Scaling configuration

The scaling_config section specifies the resources required for serving the model, corresponding to Ray's ScalingConfig. Note that these settings apply to each model replica, not the entire model deployment.

  • num_workers: Number of workers (Ray Actors) per model replica, controlling tensor parallelism.
  • num_gpus_per_worker: Number of GPUs allocated per worker. This should always be 1.
  • num_cpus_per_worker: Number of CPUs per worker. Usually set to 8.
  • placement_strategy: Ray supports different placement strategies to guide the physical distribution of workers. Use "STRICT_PACK" to ensure all workers are on the same node.
  • resources_per_worker: Sets Ray custom resources to assign models to specific node types. For example, always set accelerator_type:L4 to 0.001 for a Llama-2-7b model for deployment on an L4 GPU. The num_gpus_per_worker configuration along with number of GPUs available on the node determines the number of workers Ray schedules on the node. The supported accelerator types are: T4, L4, A10G, A100-40G and A100-80G.

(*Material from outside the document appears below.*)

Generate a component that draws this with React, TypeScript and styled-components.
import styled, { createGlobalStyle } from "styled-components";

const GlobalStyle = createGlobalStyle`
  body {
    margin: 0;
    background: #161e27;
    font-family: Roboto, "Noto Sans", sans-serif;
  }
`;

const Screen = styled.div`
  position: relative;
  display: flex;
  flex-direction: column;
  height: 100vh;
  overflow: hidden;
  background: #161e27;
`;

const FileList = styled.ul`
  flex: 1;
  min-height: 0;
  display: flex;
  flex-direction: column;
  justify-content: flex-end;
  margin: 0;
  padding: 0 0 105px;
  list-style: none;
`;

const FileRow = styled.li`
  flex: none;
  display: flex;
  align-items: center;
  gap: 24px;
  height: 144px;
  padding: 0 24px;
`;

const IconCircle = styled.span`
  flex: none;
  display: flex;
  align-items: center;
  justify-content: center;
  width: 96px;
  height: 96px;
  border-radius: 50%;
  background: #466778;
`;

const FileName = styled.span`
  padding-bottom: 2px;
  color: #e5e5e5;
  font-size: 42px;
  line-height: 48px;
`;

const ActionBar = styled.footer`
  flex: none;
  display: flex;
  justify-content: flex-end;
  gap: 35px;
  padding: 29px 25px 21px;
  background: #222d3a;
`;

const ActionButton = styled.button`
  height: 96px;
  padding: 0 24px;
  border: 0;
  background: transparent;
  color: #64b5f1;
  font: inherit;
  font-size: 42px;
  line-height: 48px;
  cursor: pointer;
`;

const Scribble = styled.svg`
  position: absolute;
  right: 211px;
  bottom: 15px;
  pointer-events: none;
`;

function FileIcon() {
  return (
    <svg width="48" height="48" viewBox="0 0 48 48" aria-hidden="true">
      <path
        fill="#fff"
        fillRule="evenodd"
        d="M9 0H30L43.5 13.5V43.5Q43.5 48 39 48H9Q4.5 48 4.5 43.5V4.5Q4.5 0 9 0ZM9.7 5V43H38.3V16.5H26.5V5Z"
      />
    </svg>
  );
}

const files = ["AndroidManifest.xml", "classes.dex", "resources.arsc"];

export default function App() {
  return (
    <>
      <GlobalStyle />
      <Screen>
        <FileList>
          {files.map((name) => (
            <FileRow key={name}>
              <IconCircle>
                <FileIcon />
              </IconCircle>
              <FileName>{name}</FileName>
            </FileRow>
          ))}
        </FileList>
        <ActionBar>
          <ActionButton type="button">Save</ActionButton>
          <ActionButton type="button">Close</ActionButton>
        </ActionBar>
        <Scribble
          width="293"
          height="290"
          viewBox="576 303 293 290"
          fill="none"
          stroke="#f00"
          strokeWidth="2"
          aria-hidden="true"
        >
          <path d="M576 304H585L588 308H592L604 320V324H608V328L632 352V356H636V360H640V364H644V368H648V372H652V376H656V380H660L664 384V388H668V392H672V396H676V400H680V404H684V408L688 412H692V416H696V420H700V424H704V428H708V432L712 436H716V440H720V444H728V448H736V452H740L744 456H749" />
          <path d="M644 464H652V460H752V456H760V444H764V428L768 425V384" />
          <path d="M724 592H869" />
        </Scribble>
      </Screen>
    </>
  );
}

Model compute configuration

The 'compute config' section specifies different hardware types for deployment. While you can add more instances, it's important to match the tensor parallelism , num_workers, to the hardware capabilities. For instance, a tensor parallelism of 2 isn't feasible on a machine with only 1 GPU.

note

In advanced configurations, you might notice entries like accelerator_type_a10: 0.01. This setting helps Ray assign and scale the model replica to the correct hardware. It's a mechanism for specifying physical versus logical resources, where a value like 0.01 doesn't represent a fraction of the resource but acts as a flag for Ray's resource scheduler. For a deeper understanding, refer to Ray's documentation on physical vs. logical resources

Serving LoRA Weights

Under the engine_config.engine_kwargs block of the Advanced config section, you can update enable_lora: false to enable_lora: true to enable multi LoRA serving where LoRA weights are fetched dynamically at query time.

Note: Model IDs follow the format {base_model_id}:{suffix}:{id}, such as meta-llama/Llama-2-7b-chat-hf:sql:rhmxn.

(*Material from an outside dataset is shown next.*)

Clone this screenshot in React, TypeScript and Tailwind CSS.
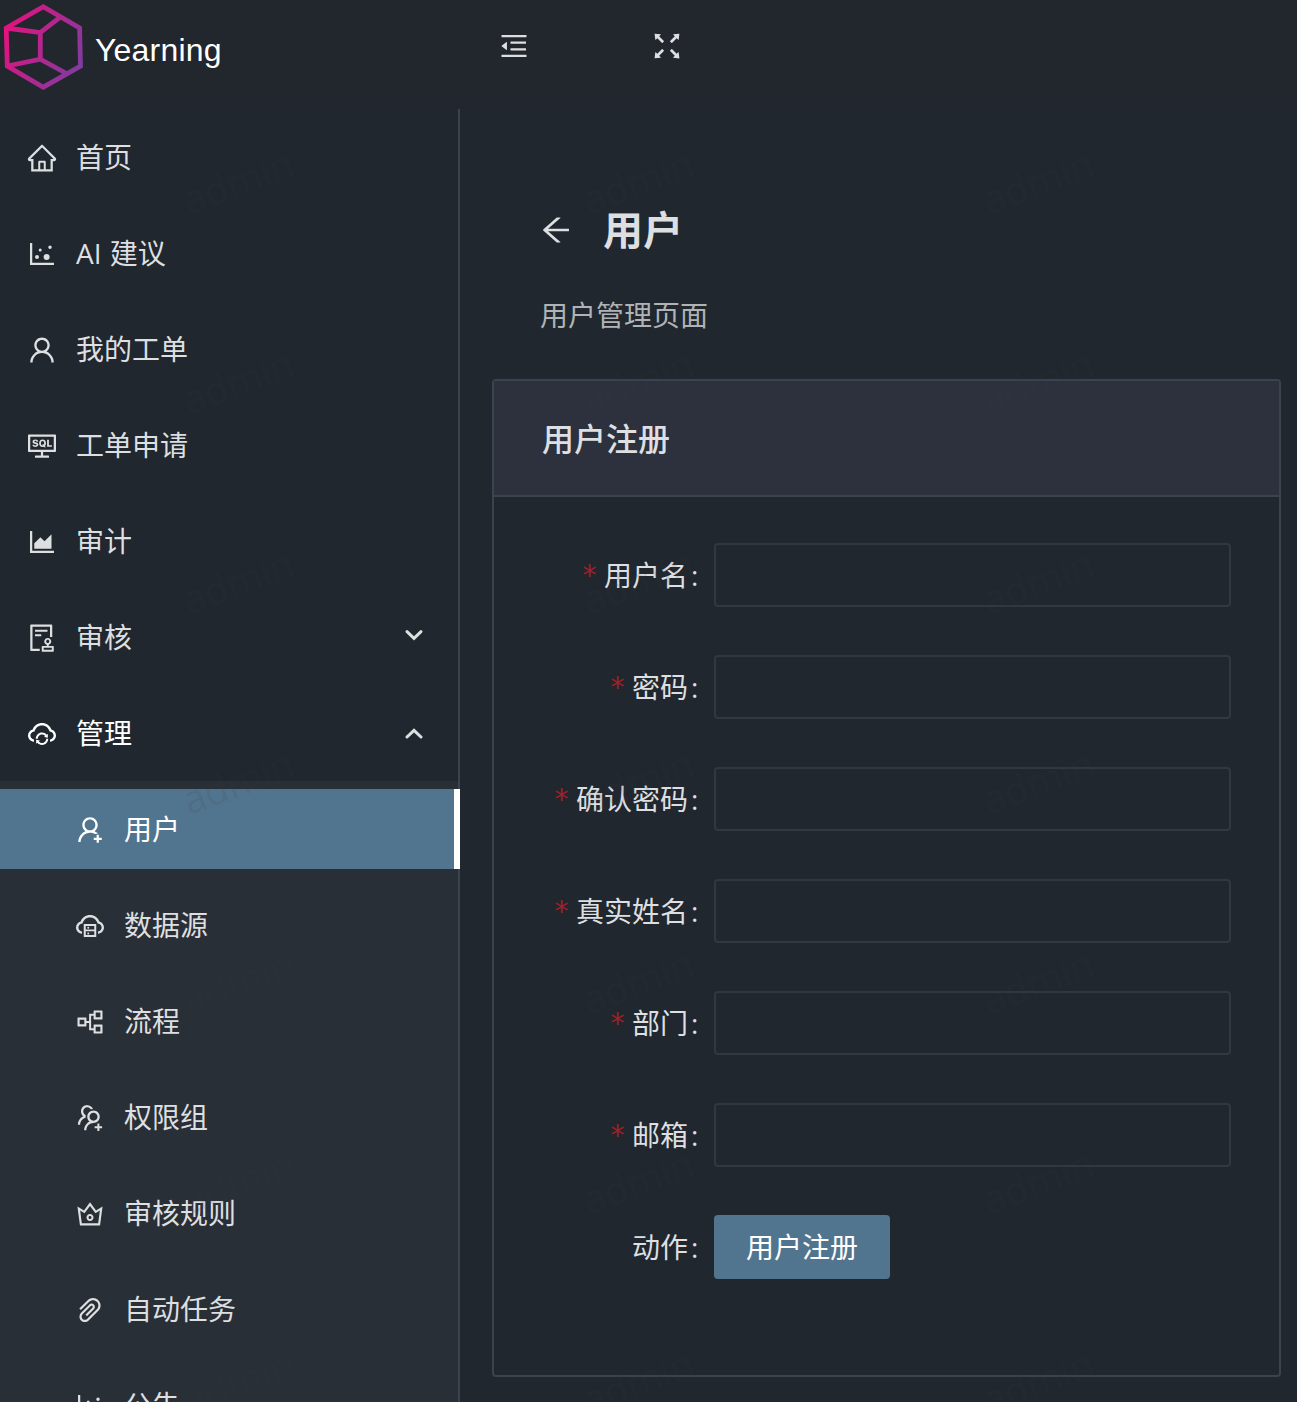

You can inspect all your LoRA weights at ${ANYSCALE_ARTIFACT_STORAGE}/lora_fine_tuning where ANYSCALE_ARTIFACT_STORAGE is an environmental variable. In addition, you can continue to query the base model id, such as meta-llama/Llama-2-7b-chat-hf, while enable_lora is set to true.

Debugging deployment issues

Deployment issues may arise from several causes:

  1. An incorrect model ID specification.
  2. Gated Hugging Face models, such as the Llama family of models, require setting the HUGGING_FACE_HUB_TOKEN cluster-wide, either in the Ray cluster configuration or before running serve run.
  3. Memory shortages, often indicated by "CUDA," "memory," and "NCCL," errors in replica logs or serve run output. Reducing max_batch_prefill_tokens and max_batch_total_tokens might resolve these issues. See example model configurations for valid YAML templates.

For broader debugging, the Ray Dashboard serves as a tool for monitoring applications and accessing Ray logs.